For Self-Titled you sent a list of five ways to live life the Ghost way. Is there any autobiographical truth to that list?
That's more or less what we are doing. We are really trying to be anonymous and anybody at home that doesn't need to know, doesn't know. Which can become complicated. For example, if you have a girlfriend and she has friends that aren't immediate friends that you meet every day, but just occasionally, you come to that complicated moment when they say, "Okay, what are you doing nowaways?" If you say "musician" the first thing they are going to say is, "What band are you in?" The first thing that anybody in Sweden asks anybody that has an unusual job, especially musicians, artists or actors, "Okay, so how much money do you make?" Because everybody assumes that anybody that works in that is either very, very, very well known and really rich. Or, you're a complete failure and don't make any money. Which means if you say, "I'm a musician" that means "unemployed bum." A no good loser.
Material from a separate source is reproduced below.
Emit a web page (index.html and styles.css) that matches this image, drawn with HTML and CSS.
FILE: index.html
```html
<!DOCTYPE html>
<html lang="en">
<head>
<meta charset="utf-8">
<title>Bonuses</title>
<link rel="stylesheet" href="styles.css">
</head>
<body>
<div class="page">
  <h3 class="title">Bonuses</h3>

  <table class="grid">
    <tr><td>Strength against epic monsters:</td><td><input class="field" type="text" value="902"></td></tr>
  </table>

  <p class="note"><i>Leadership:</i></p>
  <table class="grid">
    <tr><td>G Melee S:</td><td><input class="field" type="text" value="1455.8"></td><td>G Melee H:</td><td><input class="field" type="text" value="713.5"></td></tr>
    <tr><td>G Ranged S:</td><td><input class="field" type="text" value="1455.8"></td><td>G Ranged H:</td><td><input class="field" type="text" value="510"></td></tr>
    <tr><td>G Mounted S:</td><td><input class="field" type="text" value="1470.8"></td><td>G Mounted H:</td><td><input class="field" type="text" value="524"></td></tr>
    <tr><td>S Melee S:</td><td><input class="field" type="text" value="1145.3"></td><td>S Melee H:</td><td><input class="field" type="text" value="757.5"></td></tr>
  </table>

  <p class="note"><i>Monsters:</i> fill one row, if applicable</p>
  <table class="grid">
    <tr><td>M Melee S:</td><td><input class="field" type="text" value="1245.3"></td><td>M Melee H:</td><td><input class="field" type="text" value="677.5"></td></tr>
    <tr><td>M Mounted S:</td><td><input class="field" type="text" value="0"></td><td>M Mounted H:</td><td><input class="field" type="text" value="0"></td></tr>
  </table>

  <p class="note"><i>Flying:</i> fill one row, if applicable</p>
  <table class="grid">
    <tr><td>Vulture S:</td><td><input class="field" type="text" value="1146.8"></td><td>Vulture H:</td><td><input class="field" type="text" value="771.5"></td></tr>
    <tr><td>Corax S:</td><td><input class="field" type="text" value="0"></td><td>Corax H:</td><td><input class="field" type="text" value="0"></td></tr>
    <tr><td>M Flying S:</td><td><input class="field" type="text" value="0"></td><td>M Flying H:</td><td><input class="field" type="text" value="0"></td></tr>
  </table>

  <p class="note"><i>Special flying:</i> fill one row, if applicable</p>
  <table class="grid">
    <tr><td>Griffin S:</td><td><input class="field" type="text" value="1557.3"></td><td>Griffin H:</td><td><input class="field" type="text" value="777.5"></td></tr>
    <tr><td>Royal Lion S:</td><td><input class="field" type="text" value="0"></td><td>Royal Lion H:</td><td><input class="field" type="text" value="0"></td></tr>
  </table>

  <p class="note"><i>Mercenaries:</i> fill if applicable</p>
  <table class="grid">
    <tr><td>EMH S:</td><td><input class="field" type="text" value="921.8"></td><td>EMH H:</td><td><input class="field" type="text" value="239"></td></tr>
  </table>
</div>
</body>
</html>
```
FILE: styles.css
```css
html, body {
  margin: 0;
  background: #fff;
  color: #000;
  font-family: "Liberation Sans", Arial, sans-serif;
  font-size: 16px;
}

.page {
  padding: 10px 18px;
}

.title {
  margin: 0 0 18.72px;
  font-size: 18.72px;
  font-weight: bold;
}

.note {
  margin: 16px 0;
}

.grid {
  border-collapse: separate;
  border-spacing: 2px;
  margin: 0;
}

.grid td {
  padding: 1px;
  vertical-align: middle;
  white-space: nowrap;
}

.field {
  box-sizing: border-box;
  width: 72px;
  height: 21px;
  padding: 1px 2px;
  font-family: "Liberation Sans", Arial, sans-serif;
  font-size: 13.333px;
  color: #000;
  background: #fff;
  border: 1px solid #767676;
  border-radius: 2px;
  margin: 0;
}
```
So whenever I'm asked something like this by somebody I'm not sure if they know, you always come to that crossroads where you consider whether you are supposed to make yourself look like an ass and just say, "Well, I just quit my job in order to pursue my career as a musician." Which makes you look like a complete dick. Or you can say what you're actually doing or you can say what you're actually doing but then you risk having somebody telling the next one, and the next one and the next one. Or you can say, "Well, I still work at my old place." Those are some of the quirks that come along with being a band like ours.
Do you have any comments on Noisecreep and Encyclopaedia Metallum outing Papa Emeritus' semi-secret identity as Tobias Forge of Repugnant?
Right. Well, it's sort of funny, the fact that link they refer to is actually the person that wrote the music of the album but it isn't proof of him being the singer. Which is sort of funny. Especially nowadays when people are very critical in terms of source but nobody actually mentions that. They were wrong and they're just implying that that's the case. They have no proof that it is that way. And we're not saying anything. We're not denying and we won't really comment on it. We're just saying that most rumors on the Internet are wrong. Some of them are close, some of them are right but we tend to leave them in confusion because it's more fun that way. For us, personally, it's not important. Sort of the point of this band is that it's supposed to leave something to the imagination. Because we're a band that encourages people to think and believe and feel. And if you explain everything from A to Z there's nothing to explore.